Her Majesty's Inspectorate of Constabulary praised Brunstrom's successful implementation of the performance culture. They also praised the consistently high proportion of crimes detected by North Wales Police which led to an out-of-court disposal or a court conviction and sentence. Under his leadership, the detection culture was a key feature of policing and a priority within the police force. For a number of years, North Wales Police was one of the leading forces in terms of its detection rate.

===Road safety===
He was ACPO's head of road policing policy. In North Wales, Brunstrom's "Arrive Alive" campaign against speeding drivers captured record numbers of speeding drivers. He personally supervised the crushing of two cars as part of his force's campaign against 'boy racers'. He said that the campaign had been successful in saving lives. The BBC Two programme Top Gear attacked him in a way described as "puerile" by North Wales Police. More attacks appeared in The Sun and the Daily Express, among other media. The BNP described him as "the Mad Mullah of the speed Taliban".

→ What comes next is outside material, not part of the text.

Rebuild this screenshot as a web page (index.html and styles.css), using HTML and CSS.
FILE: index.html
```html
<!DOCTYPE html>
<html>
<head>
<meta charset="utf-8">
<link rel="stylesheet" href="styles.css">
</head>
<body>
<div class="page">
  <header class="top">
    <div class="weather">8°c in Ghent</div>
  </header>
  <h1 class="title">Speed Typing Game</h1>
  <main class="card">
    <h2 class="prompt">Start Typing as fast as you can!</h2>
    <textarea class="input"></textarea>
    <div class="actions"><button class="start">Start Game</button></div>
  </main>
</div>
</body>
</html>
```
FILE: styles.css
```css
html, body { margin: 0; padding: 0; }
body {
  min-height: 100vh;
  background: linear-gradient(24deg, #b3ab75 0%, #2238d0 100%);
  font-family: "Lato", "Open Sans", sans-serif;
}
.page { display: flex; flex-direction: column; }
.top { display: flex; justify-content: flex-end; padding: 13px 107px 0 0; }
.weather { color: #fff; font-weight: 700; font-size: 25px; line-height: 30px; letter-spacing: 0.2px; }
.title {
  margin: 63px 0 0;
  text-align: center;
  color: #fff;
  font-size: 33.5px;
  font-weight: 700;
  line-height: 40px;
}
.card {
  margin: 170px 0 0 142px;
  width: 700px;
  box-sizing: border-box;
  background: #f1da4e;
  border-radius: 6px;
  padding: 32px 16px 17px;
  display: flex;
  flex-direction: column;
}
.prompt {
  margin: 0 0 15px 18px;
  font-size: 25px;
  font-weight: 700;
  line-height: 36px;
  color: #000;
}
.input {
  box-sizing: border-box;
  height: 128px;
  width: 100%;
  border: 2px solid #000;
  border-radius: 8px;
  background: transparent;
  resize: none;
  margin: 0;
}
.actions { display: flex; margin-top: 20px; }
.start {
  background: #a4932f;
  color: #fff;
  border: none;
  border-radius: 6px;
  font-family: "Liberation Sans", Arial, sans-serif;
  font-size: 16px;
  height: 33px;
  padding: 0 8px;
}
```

In a private presentation to reporters in May 2007, Brunstrom launched a new approach to speeding, offering courses and training rather than points and fines. Brunstrom used a series of photographs of dead motorists to emphasize the seriousness of road safety. Mark Gibney was 40 years old, motorcycling at 95 mph, when he was decapitated in an accident in 2003. Brunstrom had photographs of Gibney's decapitated body inserted after an earlier draft of the presentation was not "gruesome" enough. He was investigated by the IPCC, which found that he had broken no rules. However, it gave him a warning "for failing to warn the family that the images would be used." and for expecting to be able to show the images to reporters without their being reported. Albert Owen, the Labour MP for Anglesey, said that the controversy surrounding him overshadowed the work of the police. However, public perception of the North Wales police did not worsen when Brunstrom was mentioned. Brunstrom apologised to Gibney's family and admitted making a mistake he regretted. He said that he would if given the choice use the photograph again, but would approach the family first.

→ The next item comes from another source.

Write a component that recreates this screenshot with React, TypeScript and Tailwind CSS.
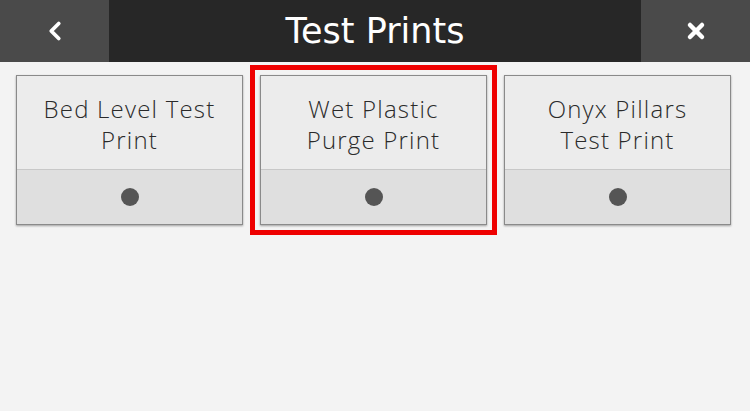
import { ChevronLeft, X } from "lucide-react";

interface PrintItem {
  lines: string[];
  selected?: boolean;
}

const PRINTS: PrintItem[] = [
  { lines: ["Bed Level Test", "Print"] },
  { lines: ["Wet Plastic", "Purge Print"], selected: true },
  { lines: ["Onyx Pillars", "Test Print"] },
];

export default function App() {
  return (
    <div
      className="flex flex-col w-[750px] h-[411px] bg-[#f3f3f3] overflow-hidden"
      style={{ fontFamily: '"DejaVu Sans", sans-serif' }}
    >
      {/* Header */}
      <div className="flex h-[62px] shrink-0 bg-[#272727]">
        <button className="w-[109px] flex items-center justify-center bg-[#4a4a4a] text-white">
          <ChevronLeft size={30} strokeWidth={3} />
        </button>
        <div className="flex-1 flex items-center justify-center text-white text-[35px] font-normal">
          Test Prints
        </div>
        <button className="w-[109px] flex items-center justify-center bg-[#4a4a4a] text-white">
          <X size={24} strokeWidth={4.5} />
        </button>
      </div>

      {/* Cards */}
      <div className="grid grid-cols-[227px_227px_227px] gap-[17px] pl-[16px] pt-[13px]">
        {PRINTS.map((p) => (
          <button
            key={p.lines.join(" ")}
            className={
              "flex flex-col h-[150px] rounded-none border border-[#8a8a8a] bg-[#ececec] shadow-[0_1px_2px_rgba(0,0,0,0.35)] overflow-hidden " +
              (p.selected ? "outline-[5px] outline-solid outline-[#ee0000] outline-offset-[5px]" : "")
            }
          >
            <div
              className="h-[94px] pt-[3px] flex flex-col items-center justify-center text-[#2a2a2a] text-[24px] font-light tracking-[1.2px] leading-[31px] border-b border-[#c8c8c8]"
              style={{ fontFamily: '"Open Sans", sans-serif' }}
            >
              {p.lines.map((l) => (
                <span key={l}>{l}</span>
              ))}
            </div>
            <div className="flex-1 flex items-center justify-center bg-[#dfdfdf]">
              <span className="w-[18px] h-[18px] rounded-full bg-[#555]" />
            </div>
          </button>
        ))}
      </div>
    </div>
  );
}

===Drug decriminalisation===
Brunstrom has called for the decriminalisation of all drugs – including heroin and cocaine – and has urged the Government to declare an end to the "failed" war on illegal narcotics. He was police co-ordinator on drugs policy across Wales.

===Welsh language===
Brunstrom has been praised for his learning and promotion of the Welsh language, in which he holds an A level. This has led to his being created an honorary Druid by the Gorsedd of Bards list at the 2006 National Eisteddfod, and in April 2007 he made a speech to Welsh communities pressure group Cymuned in which he urged politicians to update the 1993 Welsh Language Act, saying he was doing his duty by raising it.

===CCTV, antisocial behaviour===
Brunstrom was very supportive of the use of CCTV in general as a tool in the fight against petty crime and environmental crime, such as dogs defecating in public places.

===Trial of Taser===
In September 2007, as a demonstration of support for Tasers being trialed in rural areas of North Wales, Brunstrom volunteered to be tasered by his fellow officers. Video footage of the event was posted on the force's website; Brunstrom was tasered for 1.5 seconds, and swore as he lost control of his body. Afterwards he described the event as "Not pleasant" and warned "I very strongly advise you, if faced by an officer and a Taser, that you follow the instructions of the nice police officer, because you will not enjoy the consequences of disobedience.".

===Weekend working===
Wanting to get in to North Wales Police headquarters to work at a weekend, and finding that his key fob did not work, Brunstrom broke in to his headquarters, scaling scaffolding attached to the building and climbing through a window. It was initially claimed that this was a stunt to expose lax security.

===Wildlife crime===
He was head of the UK's National Wildlife Crime Unit.

===Honours and retirement===

| Ribbon | Description | Notes |
|  | Queen's Police Medal (QPM) | 2006 |
|  | Queen Elizabeth II Golden Jubilee Medal |  |
|  | Police Long Service and Good Conduct Medal |  |

Brunstrom was awarded the Queen's Police Medal (QPM) in the 2006 Birthday Honours. He retired in 2009.